“No one is safe in “The Walking Dead.”
Unlike the power fantasies zombie-related media typically induce, Telltale’s “The Walking Dead” is about dreadful choices; forced, dysfunctional relationships and the clash between Darwinist survival and civilized morality in the zombie apocalypse. As resources inevitably run low and tensions rise, the choices you make will always hurt someone as much as they will help someone else. But at its core, “The Walking Dead” is an emotional story that successfully implements player choice in powerful ways, a rare achievement in the space of interactive storytelling.
Based in the same universe as Robert Kirkman’s “The Walking Dead” graphic novel series, the series begins with you controlling Lee Everett, a Georgia professor on the way to prison as the first stages of the outbreak occur. En route, your vehicle derails, and you end up traveling alongside Clementine, an 8-year-old fellow survivor in search of safety. Lee’s relationship with Clementine is at the forefront of the game and is perhaps the strongest example of the well-written characters crafted by the decisions the player makes. For every hard decision, such as sparing or killing a potential threat to your group, Clementine will observe it, and this will shape the development of her character throughout the episodes.

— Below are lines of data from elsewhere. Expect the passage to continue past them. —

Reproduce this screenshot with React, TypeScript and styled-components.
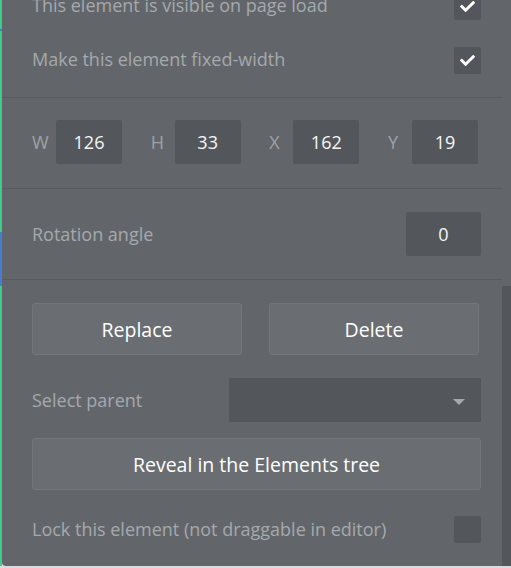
import styled, { createGlobalStyle } from 'styled-components'
import { FaCheck } from 'react-icons/fa'

const GlobalStyle = createGlobalStyle`
  html, body {
    margin: 0;
    padding: 0;
    background: #dcdcdc;
  }
  body {
    font-family: 'Open Sans', 'Liberation Sans', sans-serif;
  }
`

const Page = styled.div`
  display: flex;
  width: 511px;
  height: 568px;
  overflow: hidden;
  background: #dcdcdc;
`

const Canvas = styled.div`
  width: 2px;
  height: 566px;
  background: linear-gradient(
    to bottom,
    #3dcc8e 0px,
    #3dcc8e 29px,
    #4a7bd0 29px,
    #4a7bd0 31px,
    #3dcc8e 31px,
    #3dcc8e 232px,
    #4a7bd0 232px,
    #4a7bd0 286px,
    #3dcc8e 286px
  );
`

const Panel = styled.div`
  flex: 1;
  display: flex;
  height: 566px;
  background: #62666a;
  border-bottom-left-radius: 4px;
  overflow: hidden;
`

const Content = styled.div`
  flex: 1;
  margin-top: -30px;
`

const Gutter = styled.div`
  width: 9px;
  display: flex;
  flex-direction: column;
  padding-top: 286px;
`

const Thumb = styled.div`
  flex: 1;
  background: #53575b;
`

const Section = styled.div<{ $top?: number; $bottom?: number }>`
  display: flex;
  flex-direction: column;
  padding: ${(p) => p.$top ?? 23}px 21px ${(p) => p.$bottom ?? 23}px 30px;
  border-bottom: 1px solid #585c60;

  &:last-child {
    border-bottom: 0;
  }
`

const Row = styled.div<{ $gap?: number }>`
  display: flex;
  align-items: center;
  justify-content: space-between;
  margin-top: ${(p) => p.$gap ?? 0}px;
`

const Label = styled.span<{ $lift?: number }>`
  color: #a5a9ad;
  font-size: 18px;
  line-height: 27px;
  margin-top: ${(p) => -(p.$lift ?? 0)}px;
`

const Check = styled.div`
  width: 27px;
  height: 27px;
  border-radius: 2px;
  background: #53575b;
  display: flex;
  align-items: center;
  justify-content: center;
  color: #ffffff;
  font-size: 15px;
`

const Dims = styled.div`
  display: flex;
  justify-content: space-between;
  padding-right: 3px;
`

const Dim = styled.div`
  display: flex;
  align-items: center;
`

const DimLabel = styled.span`
  width: 24px;
  color: #9ea2a6;
  font-size: 18px;
`

const Field = styled.div<{ $w: number }>`
  width: ${(p) => p.$w}px;
  height: 44px;
  border-radius: 2px;
  background: #53575b;
  color: #f6f6f6;
  font-size: 18px;
  display: flex;
  align-items: center;
  justify-content: center;
`

const Buttons = styled.div`
  display: grid;
  grid-template-columns: 1fr 1fr;
  gap: 27px;
  padding-right: 2px;
`

const Button = styled.button<{ $gap?: number }>`
  height: 52px;
  margin-top: ${(p) => p.$gap ?? 0}px;
  border: 1px solid #73777b;
  border-radius: 3px;
  background: #6a6e72;
  color: #ffffff;
  font-family: inherit;
  font-size: 19.5px;
  cursor: pointer;
`

const Select = styled.div`
  width: 252px;
  height: 44px;
  background: #53575b;
  display: flex;
  align-items: center;
  justify-content: flex-end;
  padding-right: 16px;
  box-sizing: border-box;
`

const Caret = styled.span`
  width: 0;
  height: 0;
  border-left: 6px solid transparent;
  border-right: 6px solid transparent;
  border-top: 6px solid #a5a9ad;
  margin-top: 4px;
`

export default function App() {
  return (
    <>
      <GlobalStyle />
      <Page>
        <Canvas />
        <Panel>
          <Content>
            <Section>
              <Row>
                <Label $lift={2}>This element is visible on page load</Label>
                <Check>
                  <FaCheck />
                </Check>
              </Row>
              <Row $gap={27}>
                <Label $lift={2}>Make this element fixed-width</Label>
                <Check>
                  <FaCheck />
                </Check>
              </Row>
            </Section>
            <Section $top={22} $bottom={24}>
              <Dims>
                {[
                  ['W', '126'],
                  ['H', '33'],
                  ['X', '162'],
                  ['Y', '19'],
                ].map(([k, v]) => (
                  <Dim key={k}>
                    <DimLabel>{k}</DimLabel>
                    <Field $w={66}>{v}</Field>
                  </Dim>
                ))}
              </Dims>
            </Section>
            <Section>
              <Row>
                <Label>Rotation angle</Label>
                <Field $w={75}>0</Field>
              </Row>
            </Section>
            <Section $bottom={24}>
              <Buttons>
                <Button>Replace</Button>
                <Button>Delete</Button>
              </Buttons>
              <Row $gap={23}>
                <Label>Select parent</Label>
                <Select>
                  <Caret />
                </Select>
              </Row>
              <Button $gap={16}>Reveal in the Elements tree</Button>
              <Row $gap={26}>
                <Label $lift={1}>Lock this element (not draggable in editor)</Label>
                <Check />
              </Row>
            </Section>
          </Content>
          <Gutter>
            <Thumb />
          </Gutter>
        </Panel>
      </Page>
    </>
  )
}
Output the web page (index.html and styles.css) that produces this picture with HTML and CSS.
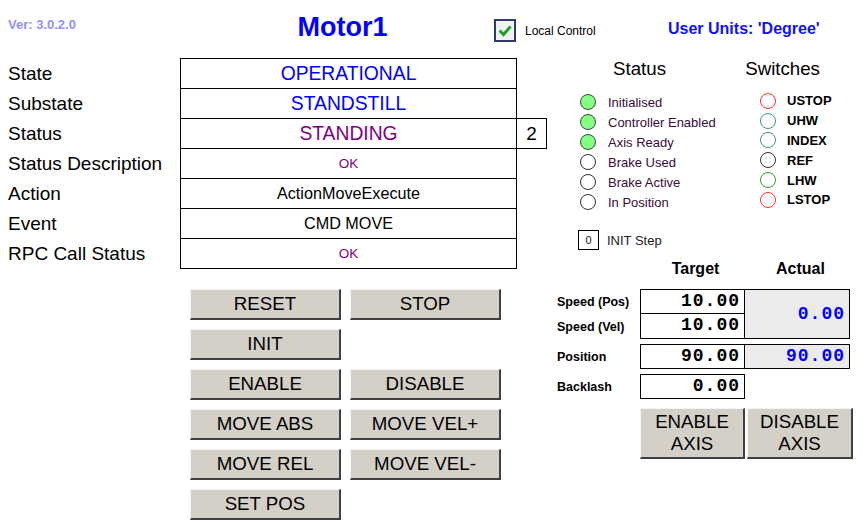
FILE: index.html
```html
<!DOCTYPE html>
<html lang="en">
<head>
  <meta charset="UTF-8">
  <title>Motor1</title>
  <link rel="stylesheet" href="styles.css">
</head>
<body>

  <div class="header">
    <div class="ver">Ver: 3.0.2.0</div>
    <div class="title">Motor1</div>
    <svg class="checkbox" width="22" height="23" viewBox="0 0 22 23">
      <rect x="1" y="1" width="20" height="21" fill="#f2f2f2" stroke="#2d3d6b" stroke-width="2"/>
      <polyline points="5.5,11.5 9.5,15.5 16.5,7.5" fill="none" stroke="#1f9e2a" stroke-width="3"/>
    </svg>
    <div class="local">Local Control</div>
    <div class="units">User Units: 'Degree'</div>
  </div>

  <div class="main">
    <div class="left">
      <table class="info">
        <tr><td class="label">State</td><td class="value big blue">OPERATIONAL</td><td></td></tr>
        <tr><td class="label">Substate</td><td class="value big blue">STANDSTILL</td><td></td></tr>
        <tr><td class="label">Status</td><td class="value big purple">STANDING</td><td class="code">2</td></tr>
        <tr><td class="label">Status Description</td><td class="value small purple">OK</td><td></td></tr>
        <tr><td class="label">Action</td><td class="value mid">ActionMoveExecute</td><td></td></tr>
        <tr><td class="label">Event</td><td class="value mid">CMD MOVE</td><td></td></tr>
        <tr><td class="label">RPC Call Status</td><td class="value small purple">OK</td><td></td></tr>
      </table>

      <div class="buttons">
        <button class="btn">RESET</button>
        <button class="btn">STOP</button>
        <button class="btn">INIT</button>
        <button class="btn new-row">ENABLE</button>
        <button class="btn">DISABLE</button>
        <button class="btn">MOVE ABS</button>
        <button class="btn">MOVE VEL+</button>
        <button class="btn">MOVE REL</button>
        <button class="btn">MOVE VEL-</button>
        <button class="btn">SET POS</button>
      </div>
    </div>

    <div class="right">
      <div class="heads">
        <span class="head-status">Status</span>
        <span class="head-switches">Switches</span>
      </div>

      <div class="lamps">
        <div class="status-list">
          <div class="lamp"><span class="led on"></span>Initialised</div>
          <div class="lamp"><span class="led on"></span>Controller Enabled</div>
          <div class="lamp"><span class="led on"></span>Axis Ready</div>
          <div class="lamp"><span class="led"></span>Brake Used</div>
          <div class="lamp"><span class="led"></span>Brake Active</div>
          <div class="lamp"><span class="led"></span>In Position</div>
        </div>
        <div class="switch-list">
          <div class="lamp"><span class="led red"></span>USTOP</div>
          <div class="lamp"><span class="led green"></span>UHW</div>
          <div class="lamp"><span class="led green"></span>INDEX</div>
          <div class="lamp"><span class="led"></span>REF</div>
          <div class="lamp"><span class="led green2"></span>LHW</div>
          <div class="lamp"><span class="led red"></span>LSTOP</div>
        </div>
      </div>

      <div class="init-step">
        <span class="step-box">0</span>
        <span>INIT Step</span>
      </div>

      <div class="col-heads">
        <span>Target</span>
        <span>Actual</span>
      </div>

      <div class="speed-block">
        <div class="row-label">Speed (Pos)</div>
        <div class="num target">10.00</div>
        <div class="num actual tall">0.00</div>
        <div class="row-label">Speed (Vel)</div>
        <div class="num target second">10.00</div>
      </div>

      <div class="val-row">
        <div class="row-label">Position</div>
        <div class="num target">90.00</div>
        <div class="num actual">90.00</div>
      </div>

      <div class="val-row">
        <div class="row-label">Backlash</div>
        <div class="num target">0.00</div>
      </div>

      <div class="axis-buttons">
        <button class="btn axis">ENABLE<br>AXIS</button>
        <button class="btn axis">DISABLE<br>AXIS</button>
      </div>
    </div>
  </div>

</body>
</html>
```

FILE: styles.css
```css
body {
  margin: 0;
  font-family: "Liberation Sans", Arial, sans-serif;
  background: #fff;
  color: #000;
}

/* header */
.header {
  display: flex;
  align-items: flex-start;
  height: 58px;
}
.ver {
  width: 172px;
  padding-left: 8px;
  margin-top: 17px;
  font-size: 13px;
  line-height: 15px;
  font-weight: bold;
  color: #9090ff;
}
.title {
  width: 303px;
  padding-left: 11px;
  margin-top: 12px;
  text-align: center;
  font-size: 27px;
  line-height: 30px;
  font-weight: bold;
  color: #0000ff;
}
.checkbox {
  margin-top: 19px;
}
.local {
  width: 143px;
  margin-left: 9px;
  margin-top: 24px;
  font-size: 12px;
  line-height: 14px;
}
.units {
  margin-top: 20px;
  font-size: 16px;
  line-height: 18px;
  font-weight: bold;
  color: #1010ff;
}

.main {
  display: flex;
  align-items: flex-start;
}
.left {
  width: 557px;
}

/* info table */
.info {
  border-collapse: collapse;
  table-layout: fixed;
}
.info tr {
  height: 30px;
}
.info td {
  padding: 0;
}
.label {
  width: 172px;
  padding-left: 8px !important;
  font-size: 19px;
}
.value {
  width: 335px;
  border: 1px solid #000;
  text-align: center;
}
.code {
  width: 29px;
  border: 1px solid #000;
  text-align: center;
  font-size: 19px;
}
.big {
  font-size: 19.3px;
}
.mid {
  font-size: 16.2px;
}
.small {
  font-size: 13.5px;
}
.blue {
  color: #0000ff;
}
.purple {
  color: #800080;
}

/* buttons */
.buttons {
  display: grid;
  grid-template-columns: 151px 151px;
  grid-auto-rows: 31px;
  column-gap: 9px;
  row-gap: 9px;
  margin: 20px 0 0 190px;
}
.new-row {
  grid-column: 1;
}
.btn {
  box-sizing: border-box;
  padding: 0;
  background: #d4d0c8;
  border-top: 1px solid #f4f4f4;
  border-left: 1px solid #f4f4f4;
  border-right: 2px solid #404040;
  border-bottom: 2px solid #404040;
  font-family: "Liberation Sans", Arial, sans-serif;
  font-size: 18.7px;
  color: #000;
}

/* right side */
.right {
  width: 306px;
}
.heads {
  height: 20px;
  margin-top: 1px;
  font-size: 18.7px;
  line-height: 20px;
}
.head-status {
  margin-left: 56px;
}
.head-switches {
  margin-left: 74px;
}
.lamps {
  display: flex;
  margin-top: 13px;
}
.status-list {
  width: 180px;
  margin-left: 23px;
  color: #3a0a3a;
}
.switch-list {
  margin-top: -1px;
  font-weight: bold;
}
.lamp {
  display: flex;
  align-items: center;
  gap: 12px;
  height: 20px;
  font-size: 13px;
}
.switch-list .lamp {
  height: 19.8px;
  gap: 11px;
}
.led {
  box-sizing: border-box;
  width: 16px;
  height: 16px;
  border: 1px solid #333;
  border-radius: 50%;
  background: #fff;
}
.led.on {
  background: #80ff80;
  border-color: #444;
}
.led.red {
  border-color: #ff3030;
}
.led.green {
  border-color: #3a9a6a;
}
.led.green2 {
  border-color: #2f9a3a;
}

.init-step {
  display: flex;
  align-items: center;
  gap: 8px;
  margin: 18px 0 0 21px;
  font-size: 13px;
  color: #202020;
}
.step-box {
  box-sizing: border-box;
  width: 21px;
  height: 20px;
  border: 1px solid #000;
  text-align: center;
  font-size: 11px;
  line-height: 18px;
}

.col-heads {
  display: grid;
  grid-template-columns: 105px 105px;
  margin: 10px 0 0 86px;
  font-size: 16px;
  line-height: 18px;
  font-weight: bold;
  text-align: center;
}

.speed-block {
  display: grid;
  grid-template-columns: 83px 105px 105px;
  grid-template-rows: 25px 25px;
  margin-top: 11px;
}
.val-row {
  display: grid;
  grid-template-columns: 83px 105px 105px;
  grid-template-rows: 25px;
  margin-top: 5px;
}
.row-label {
  display: flex;
  align-items: center;
  font-size: 12.5px;
  font-weight: bold;
  padding-top: 1px;
}
.num {
  box-sizing: border-box;
  border: 1px solid #000;
  padding-right: 4px;
  text-align: right;
  font-family: "Liberation Mono", "Courier New", monospace;
  font-size: 18px;
  font-weight: bold;
  letter-spacing: 1px;
  line-height: 23px;
}
.target.second {
  border-top: none;
}
.actual {
  border-left: none;
  background: #ebebeb;
  color: #0000ff;
}
.actual.tall {
  grid-row: 1 / span 2;
  grid-column: 3;
  line-height: 48px;
}

.axis-buttons {
  display: grid;
  grid-template-columns: 105px 106px;
  grid-template-rows: 51px;
  column-gap: 2px;
  margin: 9px 0 0 83px;
}
.axis {
  line-height: 22px;
}
```
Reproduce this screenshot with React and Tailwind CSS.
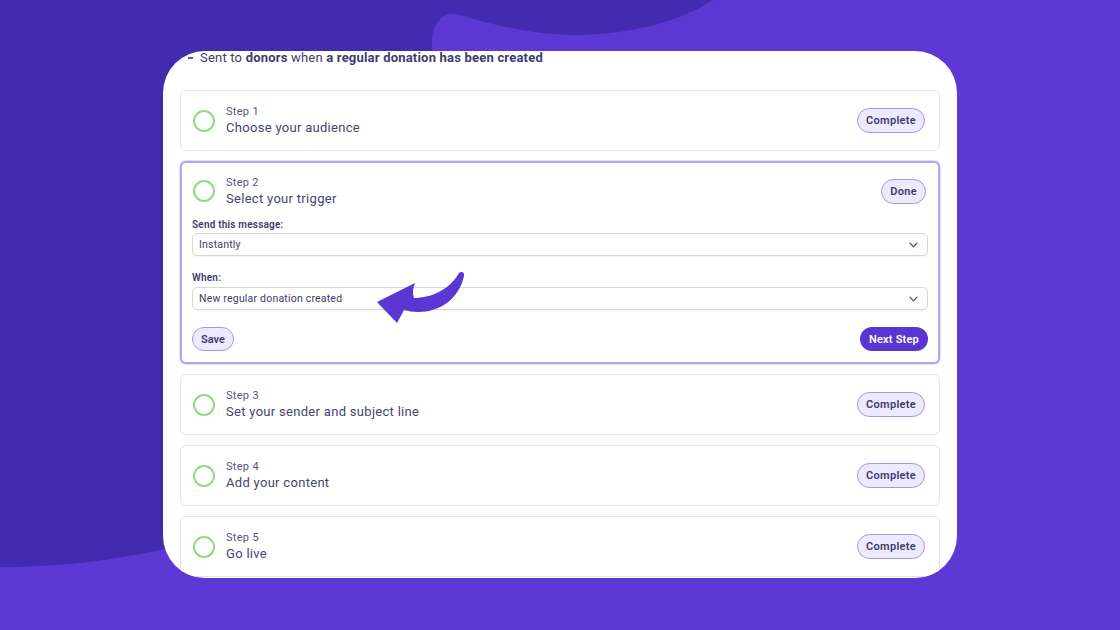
import React from "react";

const font = { fontFamily: "Roboto, 'Noto Sans', sans-serif" };

function Circle() {
  return <div className="w-[22px] h-[22px] rounded-full border-2 border-[#8fdc7f] shrink-0" />;
}

function PillButton({ children }) {
  return (
    <button className="h-[25px] px-[8px] rounded-full border-[1.5px] border-[#a893ec] bg-[#eeeafd] text-[11px] font-semibold tracking-[0.3px] text-[#3b3a6b] leading-none">
      {children}
    </button>
  );
}

function StepCard({ step, title }) {
  return (
    <div className="h-[61px] shrink-0 rounded-[6px] border border-[#e6e6ea] bg-white flex items-center justify-between pl-[12px] pr-[14px]">
      <div className="flex items-center gap-[11px]">
        <Circle />
        <div className="flex flex-col">
          <span className="text-[11px] leading-[15px] text-[#55547f] tracking-[0.3px]">Step {step}</span>
          <span className="text-[13px] leading-[18px] text-[#45446f] tracking-[0.3px]">{title}</span>
        </div>
      </div>
      <PillButton>Complete</PillButton>
    </div>
  );
}

function Chevron() {
  return (
    <svg width="9" height="6" viewBox="0 0 9 6" fill="none">
      <path d="M1 1.2 L4.5 4.8 L8 1.2" stroke="#4a4970" strokeWidth="1.2" strokeLinecap="round" strokeLinejoin="round" />
    </svg>
  );
}

function Select({ value }) {
  return (
    <div className="h-[23px] rounded-[5px] border border-[#d6d6dc] bg-white shadow-[0_1px_1px_rgba(0,0,0,0.04)] flex items-center justify-between pl-[6px] pr-[9px]">
      <span className="text-[10.5px] text-[#3d3c6b] tracking-[0.2px]">{value}</span>
      <Chevron />
    </div>
  );
}

function Arrow() {
  return (
    <svg className="absolute left-[370px] top-[265px]" width="100" height="62" viewBox="0 0 100 62">
      <path
        d="M7 37 L45 18 C43 23 42 28 44 33 C62 33 80 24 89 8 C91 6 95 7 94 11 C89 34 70 47 48 47 C43 47 38 46 34 45 L27 58 Z"
        fill="#5a36d3"
      />
    </svg>
  );
}

export default function App() {
  return (
    <div className="relative w-[1120px] h-[630px] overflow-hidden bg-[#5e38d4]" style={font}>
      <svg className="absolute inset-0" width="1120" height="630" viewBox="0 0 1120 630">
        <path
          d="M0 0 L713 0 C680 22 630 34 580 35 C530 35 490 24 460 15 C444 10 430 22 432 48 L432 300 L200 540 C130 560 60 567 0 567 Z"
          fill="#422bae"
        />
      </svg>
      <div className="relative flex justify-center pt-[51px]">
        <div className="w-[794px] h-[527px] rounded-[42px] bg-white overflow-hidden px-[17px] flex flex-col">
          <div className="mt-0 h-[14px] pl-[20px] text-[13px] leading-[14px] text-[#3d3b6e] tracking-[0.2px] flex items-center relative">
            <span className="absolute left-[8px] top-[6px] w-[5px] h-[2px] bg-[#5c5a88]" />
            <span>
              Sent to <b className="font-bold">donors</b> when <b className="font-bold">a regular donation has been created</b>
            </span>
          </div>
          <div className="mt-[25px] flex flex-col gap-[10px]">
            <StepCard step={1} title="Choose your audience" />
            <div className="relative shrink-0 rounded-[6px] border-2 border-[#b6a4f1] bg-white shadow-[0_0_0_1px_#e4dcfb] px-[10px] pb-[11px]">
              <div className="h-[56px] flex items-center justify-between pl-[1px] pr-[2px]">
                <div className="flex items-center gap-[11px]">
                  <Circle />
                  <div className="flex flex-col">
                    <span className="text-[11px] leading-[15px] text-[#55547f] tracking-[0.3px]">Step 2</span>
                    <span className="text-[13px] leading-[18px] text-[#45446f] tracking-[0.3px]">Select your trigger</span>
                  </div>
                </div>
                <PillButton>Done</PillButton>
              </div>
              <div className="text-[10px] leading-[12px] font-semibold text-[#3d3c6b] tracking-[0.2px]">Send this message:</div>
              <div className="mt-[2px]">
                <Select value="Instantly" />
              </div>
              <div className="mt-[16px] text-[10px] leading-[12px] font-semibold text-[#3d3c6b] tracking-[0.2px]">When:</div>
              <div className="mt-[3px]">
                <Select value="New regular donation created" />
              </div>
              <div className="mt-[17px] flex items-center justify-between">
                <button className="h-[24px] w-[42px] rounded-full border-[1.5px] border-[#a893ec] bg-[#eeeafd] text-[11px] font-semibold text-[#3b3a6b] leading-none">
                  Save
                </button>
                <button className="h-[24px] w-[68px] rounded-full bg-[#5a35d1] text-[11px] font-semibold text-white leading-none tracking-[0.2px]">
                  Next Step
                </button>
              </div>
            </div>
            <StepCard step={3} title="Set your sender and subject line" />
            <StepCard step={4} title="Add your content" />
            <StepCard step={5} title="Go live" />
          </div>
        </div>
      </div>
      <Arrow />
    </div>
  );
}
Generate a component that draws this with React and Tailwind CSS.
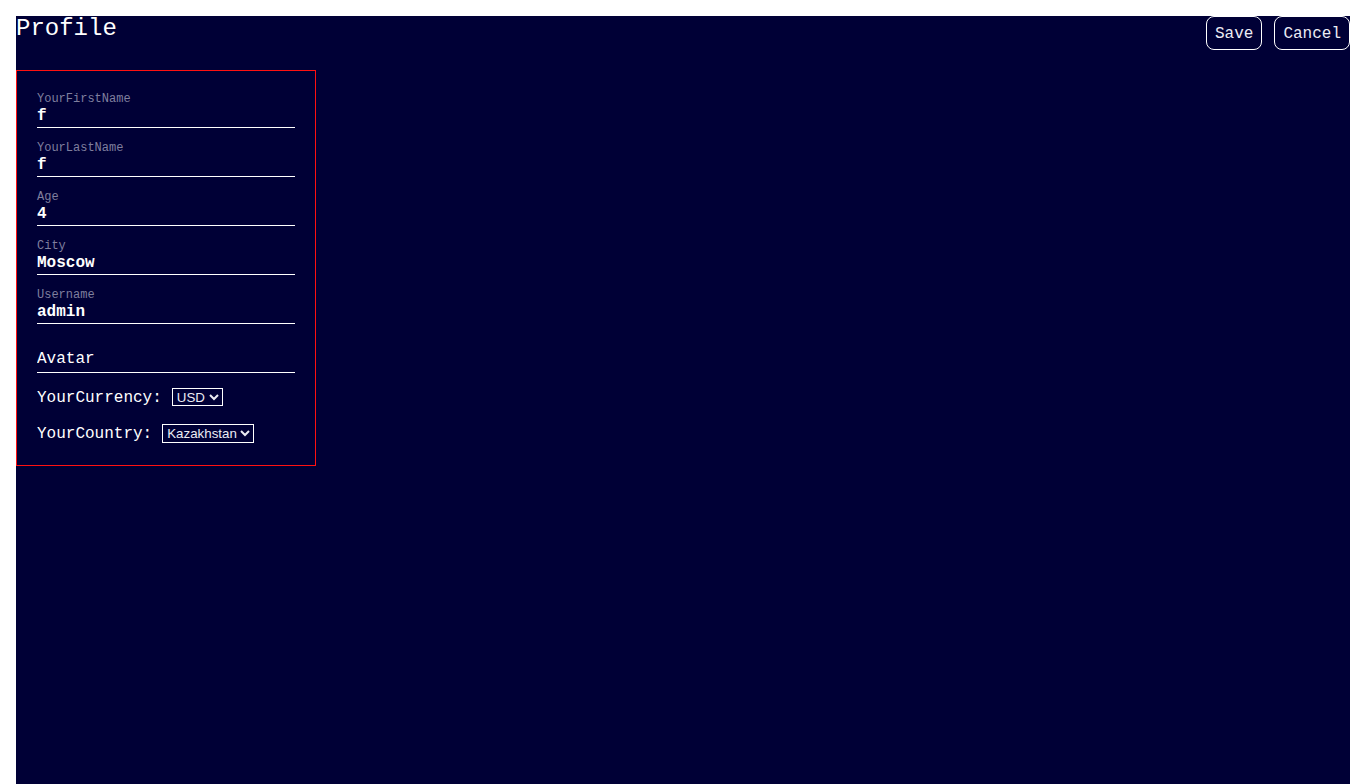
import React from "react";

const mono = { fontFamily: '"Liberation Mono", "DejaVu Sans Mono", monospace' };
const sans = { fontFamily: '"Liberation Sans", Arial, sans-serif' };

function Field({ label, value }) {
  return (
    <div className="flex flex-col">
      <div className="h-[15px] text-[12px] leading-[17px] text-[#7f7f9e]">{label}</div>
      <input
        readOnly
        defaultValue={value}
        className="h-[22px] w-full border-b border-white bg-transparent pb-[2px] text-[16px] font-bold text-white outline-none"
        style={mono}
      />
    </div>
  );
}

export default function App() {
  return (
    <div className="min-h-screen bg-white pl-4 pt-4" style={mono}>
      <div className="min-h-[768px] w-full bg-[#000036] text-white">
        <div className="flex items-start justify-between">
          <h1 className="text-[24px] leading-[26px] font-normal">Profile</h1>
          <div className="flex gap-3">
            <button className="h-[34px] rounded-lg border border-white px-2 pt-[2px] text-[16px] text-[#ececf4]" style={mono}>
              Save
            </button>
            <button className="h-[34px] rounded-lg border border-white px-2 pt-[2px] text-[16px] text-[#ececf4]" style={mono}>
              Cancel
            </button>
          </div>
        </div>
        <div className="mt-5 flex w-[300px] flex-col gap-3 border border-solid border-[#ff1010] border-r-[#ff1010] border-b-[#ff1010] px-5 pt-5 pb-5">
          <Field label="YourFirstName" value="f" />
          <Field label="YourLastName" value="f" />
          <Field label="Age" value="4" />
          <Field label="City" value="Moscow" />
          <Field label="Username" value="admin" />
          <div className="flex flex-col">
            <div className="h-[12px]" />
            <input
              readOnly
              placeholder="Avatar"
              className="h-[25px] w-full border-b border-white bg-transparent pb-[3px] text-[16px] text-white outline-none placeholder:text-white"
              style={mono}
            />
          </div>
          <div className="flex h-6 items-center gap-[10px] text-[16px]">
            <span className="pt-[2px]">YourCurrency:</span>
            <select
              defaultValue="USD"
              className="h-[18px] border border-white bg-[#000036] text-[13.33px] text-[#ececf4]"
              style={sans}
            >
              <option>USD</option>
              <option>EUR</option>
              <option>RUB</option>
            </select>
          </div>
          <div className="flex h-6 items-center gap-[10px] text-[16px]">
            <span className="pt-[2px]">YourCountry:</span>
            <select
              defaultValue="Kazakhstan"
              className="h-[19px] border border-white bg-[#000036] text-[13.33px] text-[#ececf4]"
              style={sans}
            >
              <option>Armenia</option>
              <option>Russia</option>
              <option>Belarus</option>
              <option>Kazakhstan</option>
              <option>Ukraine</option>
            </select>
          </div>
        </div>
      </div>
    </div>
  );
}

“The Walking Dead” thrives on its characters.
Three factors play into this success: well-written dialogue that provides depth into every character instead of establishing him or her as an archetype, voice acting that makes every character into a believable, flawed person and a facial aesthetic that is able to emote expressions even without dialogue. These characters feel like real people — each with his or her own problems of trying to care for one another while ensuring personal survival — and it immerses you in the world. Telltale understands that when joining forces with random people during the apocalypse, you’re bound to be with jerks as well as compassionate people, but all of them have emotions nonetheless. Thus, when someone does die (which is quite often), it is hard to react with apathy. The foundation of the narrative and choices made in the game rely on your ability to build relationships with the other characters, and without this, there simply would not be any consequence to your actions.
The adventure-game format perfectly fits the character-driven narrative, even if it does not fully exploit the format. While not much of the game is spent exploring small environments and solving puzzles, these moments are great breathers between the scripted, linear action sequences and the panic-influenced choices made throughout the game. Its episodic format (of which all five episodes are out now) lends itself to a grander narrative within its allotted time, as the breaks between episodes provide a good separation between each mini-narrative arc while still preserving the mood from episode to episode.
What synthesizes all of these elements is how player choice is handled in the game. There is no good/evil binary system (like in “Mass Effect”); rather, every choice is a different shade of gray. Telltale’s focus is not so much on consequences, however, as it is on the choices themselves. Some choices will lead to the same result no matter what, but your choice will change the way everyone else will perceive you. Choices don’t affect the world as much as they shape the implicit narrative. Each choice reflects the struggle of surviving in this world, which often comes down to a survivalist versus moralist dilemma. Every decision is gut-wrenchingly hard because you care about these characters, and when you have to betray them for your own survival, it haunts you through the rest of the game.
“The Walking Dead” is a journey that does not squander its time but instead makes every moment as meaningful as it is engaging. Its ability to create an emotional narrative in a game is matched by no other.